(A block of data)
- - -

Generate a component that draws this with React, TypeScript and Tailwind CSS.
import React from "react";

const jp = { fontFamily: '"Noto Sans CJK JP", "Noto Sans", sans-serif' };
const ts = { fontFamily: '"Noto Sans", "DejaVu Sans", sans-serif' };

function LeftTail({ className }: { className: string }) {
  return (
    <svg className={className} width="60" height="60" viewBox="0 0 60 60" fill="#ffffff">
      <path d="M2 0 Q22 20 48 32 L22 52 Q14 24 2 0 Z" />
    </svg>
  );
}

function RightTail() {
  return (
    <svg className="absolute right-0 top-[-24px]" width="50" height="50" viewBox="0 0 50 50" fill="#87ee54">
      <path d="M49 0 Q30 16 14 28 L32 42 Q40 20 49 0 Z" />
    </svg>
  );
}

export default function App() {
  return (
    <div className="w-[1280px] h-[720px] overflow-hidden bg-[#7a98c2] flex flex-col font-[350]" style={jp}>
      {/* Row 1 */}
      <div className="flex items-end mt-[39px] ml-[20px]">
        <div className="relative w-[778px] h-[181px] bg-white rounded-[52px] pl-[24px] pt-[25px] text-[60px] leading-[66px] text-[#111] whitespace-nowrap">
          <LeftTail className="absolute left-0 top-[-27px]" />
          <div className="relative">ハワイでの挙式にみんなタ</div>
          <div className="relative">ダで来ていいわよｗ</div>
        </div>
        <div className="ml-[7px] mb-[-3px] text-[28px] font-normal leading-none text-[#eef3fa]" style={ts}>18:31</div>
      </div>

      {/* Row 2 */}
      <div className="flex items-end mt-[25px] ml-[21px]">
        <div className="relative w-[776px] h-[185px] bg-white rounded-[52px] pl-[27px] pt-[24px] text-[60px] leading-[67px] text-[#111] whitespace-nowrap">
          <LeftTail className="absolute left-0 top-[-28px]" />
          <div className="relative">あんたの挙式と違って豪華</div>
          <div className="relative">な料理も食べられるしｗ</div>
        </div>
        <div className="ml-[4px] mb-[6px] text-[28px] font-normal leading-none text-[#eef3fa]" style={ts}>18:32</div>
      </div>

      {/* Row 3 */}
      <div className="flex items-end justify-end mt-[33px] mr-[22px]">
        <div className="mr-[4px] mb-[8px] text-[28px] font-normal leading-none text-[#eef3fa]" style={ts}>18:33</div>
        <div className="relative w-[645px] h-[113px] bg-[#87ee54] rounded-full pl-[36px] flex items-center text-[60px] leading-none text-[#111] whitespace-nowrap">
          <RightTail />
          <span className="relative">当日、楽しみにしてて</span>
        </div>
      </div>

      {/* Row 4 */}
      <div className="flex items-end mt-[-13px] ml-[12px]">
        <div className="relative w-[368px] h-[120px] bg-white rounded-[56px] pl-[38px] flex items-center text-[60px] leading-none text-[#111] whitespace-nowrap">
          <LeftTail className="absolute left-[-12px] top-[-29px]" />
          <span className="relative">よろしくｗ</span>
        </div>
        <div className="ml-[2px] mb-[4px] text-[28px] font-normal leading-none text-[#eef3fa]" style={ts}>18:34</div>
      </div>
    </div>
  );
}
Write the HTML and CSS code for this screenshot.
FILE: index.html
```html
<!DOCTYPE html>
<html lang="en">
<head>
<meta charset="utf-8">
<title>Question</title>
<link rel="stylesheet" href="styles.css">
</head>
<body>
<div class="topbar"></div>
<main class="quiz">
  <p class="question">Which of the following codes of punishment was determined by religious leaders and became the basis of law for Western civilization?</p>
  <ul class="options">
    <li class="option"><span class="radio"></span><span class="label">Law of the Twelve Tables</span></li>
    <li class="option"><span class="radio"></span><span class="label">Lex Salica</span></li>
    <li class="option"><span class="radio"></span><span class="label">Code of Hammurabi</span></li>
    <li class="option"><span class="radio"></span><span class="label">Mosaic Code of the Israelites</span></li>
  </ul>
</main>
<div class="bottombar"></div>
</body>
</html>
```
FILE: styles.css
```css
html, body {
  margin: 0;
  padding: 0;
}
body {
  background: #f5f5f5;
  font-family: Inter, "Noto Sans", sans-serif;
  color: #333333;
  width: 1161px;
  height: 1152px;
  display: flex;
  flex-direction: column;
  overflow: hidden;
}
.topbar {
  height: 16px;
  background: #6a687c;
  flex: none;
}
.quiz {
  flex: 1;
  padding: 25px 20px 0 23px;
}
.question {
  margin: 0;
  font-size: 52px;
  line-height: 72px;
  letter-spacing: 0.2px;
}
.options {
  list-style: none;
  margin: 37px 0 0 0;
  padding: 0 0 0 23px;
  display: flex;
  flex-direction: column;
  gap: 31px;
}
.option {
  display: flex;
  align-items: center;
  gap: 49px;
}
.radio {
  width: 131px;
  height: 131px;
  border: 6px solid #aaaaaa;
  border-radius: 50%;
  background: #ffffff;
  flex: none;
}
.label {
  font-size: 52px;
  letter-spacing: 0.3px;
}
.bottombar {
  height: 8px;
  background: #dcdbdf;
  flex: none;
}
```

- - -

Give the entries again in full, exactly as they are written.

*The completed task*.
Generate a component that draws this with React, TypeScript and Tailwind CSS.
import React from "react";

const jp = { fontFamily: '"Noto Sans CJK JP", "Noto Sans", sans-serif' };
const ts = { fontFamily: '"Noto Sans", "DejaVu Sans", sans-serif' };

function LeftTail({ className }: { className: string }) {
  return (
    <svg className={className} width="60" height="60" viewBox="0 0 60 60" fill="#ffffff">
      <path d="M2 0 Q22 20 48 32 L22 52 Q14 24 2 0 Z" />
    </svg>
  );
}

function RightTail() {
  return (
    <svg className="absolute right-0 top-[-24px]" width="50" height="50" viewBox="0 0 50 50" fill="#87ee54">
      <path d="M49 0 Q30 16 14 28 L32 42 Q40 20 49 0 Z" />
    </svg>
  );
}

export default function App() {
  return (
    <div className="w-[1280px] h-[720px] overflow-hidden bg-[#7a98c2] flex flex-col font-[350]" style={jp}>
      {/* Row 1 */}
      <div className="flex items-end mt-[39px] ml-[20px]">
        <div className="relative w-[778px] h-[181px] bg-white rounded-[52px] pl-[24px] pt-[25px] text-[60px] leading-[66px] text-[#111] whitespace-nowrap">
          <LeftTail className="absolute left-0 top-[-27px]" />
          <div className="relative">ハワイでの挙式にみんなタ</div>
          <div className="relative">ダで来ていいわよｗ</div>
        </div>
        <div className="ml-[7px] mb-[-3px] text-[28px] font-normal leading-none text-[#eef3fa]" style={ts}>18:31</div>
      </div>

      {/* Row 2 */}
      <div className="flex items-end mt-[25px] ml-[21px]">
        <div className="relative w-[776px] h-[185px] bg-white rounded-[52px] pl-[27px] pt-[24px] text-[60px] leading-[67px] text-[#111] whitespace-nowrap">
          <LeftTail className="absolute left-0 top-[-28px]" />
          <div className="relative">あんたの挙式と違って豪華</div>
          <div className="relative">な料理も食べられるしｗ</div>
        </div>
        <div className="ml-[4px] mb-[6px] text-[28px] font-normal leading-none text-[#eef3fa]" style={ts}>18:32</div>
      </div>

      {/* Row 3 */}
      <div className="flex items-end justify-end mt-[33px] mr-[22px]">
        <div className="mr-[4px] mb-[8px] text-[28px] font-normal leading-none text-[#eef3fa]" style={ts}>18:33</div>
        <div className="relative w-[645px] h-[113px] bg-[#87ee54] rounded-full pl-[36px] flex items-center text-[60px] leading-none text-[#111] whitespace-nowrap">
          <RightTail />
          <span className="relative">当日、楽しみにしてて</span>
        </div>
      </div>

      {/* Row 4 */}
      <div className="flex items-end mt-[-13px] ml-[12px]">
        <div className="relative w-[368px] h-[120px] bg-white rounded-[56px] pl-[38px] flex items-center text-[60px] leading-none text-[#111] whitespace-nowrap">
          <LeftTail className="absolute left-[-12px] top-[-29px]" />
          <span className="relative">よろしくｗ</span>
        </div>
        <div className="ml-[2px] mb-[4px] text-[28px] font-normal leading-none text-[#eef3fa]" style={ts}>18:34</div>
      </div>
    </div>
  );
}
Write the HTML and CSS code for this screenshot.
FILE: index.html
```html
<!DOCTYPE html>
<html lang="en">
<head>
<meta charset="utf-8">
<title>Question</title>
<link rel="stylesheet" href="styles.css">
</head>
<body>
<div class="topbar"></div>
<main class="quiz">
  <p class="question">Which of the following codes of punishment was determined by religious leaders and became the basis of law for Western civilization?</p>
  <ul class="options">
    <li class="option"><span class="radio"></span><span class="label">Law of the Twelve Tables</span></li>
    <li class="option"><span class="radio"></span><span class="label">Lex Salica</span></li>
    <li class="option"><span class="radio"></span><span class="label">Code of Hammurabi</span></li>
    <li class="option"><span class="radio"></span><span class="label">Mosaic Code of the Israelites</span></li>
  </ul>
</main>
<div class="bottombar"></div>
</body>
</html>
```
FILE: styles.css
```css
html, body {
  margin: 0;
  padding: 0;
}
body {
  background: #f5f5f5;
  font-family: Inter, "Noto Sans", sans-serif;
  color: #333333;
  width: 1161px;
  height: 1152px;
  display: flex;
  flex-direction: column;
  overflow: hidden;
}
.topbar {
  height: 16px;
  background: #6a687c;
  flex: none;
}
.quiz {
  flex: 1;
  padding: 25px 20px 0 23px;
}
.question {
  margin: 0;
  font-size: 52px;
  line-height: 72px;
  letter-spacing: 0.2px;
}
.options {
  list-style: none;
  margin: 37px 0 0 0;
  padding: 0 0 0 23px;
  display: flex;
  flex-direction: column;
  gap: 31px;
}
.option {
  display: flex;
  align-items: center;
  gap: 49px;
}
.radio {
  width: 131px;
  height: 131px;
  border: 6px solid #aaaaaa;
  border-radius: 50%;
  background: #ffffff;
  flex: none;
}
.label {
  font-size: 52px;
  letter-spacing: 0.3px;
}
.bottombar {
  height: 8px;
  background: #dcdbdf;
  flex: none;
}
```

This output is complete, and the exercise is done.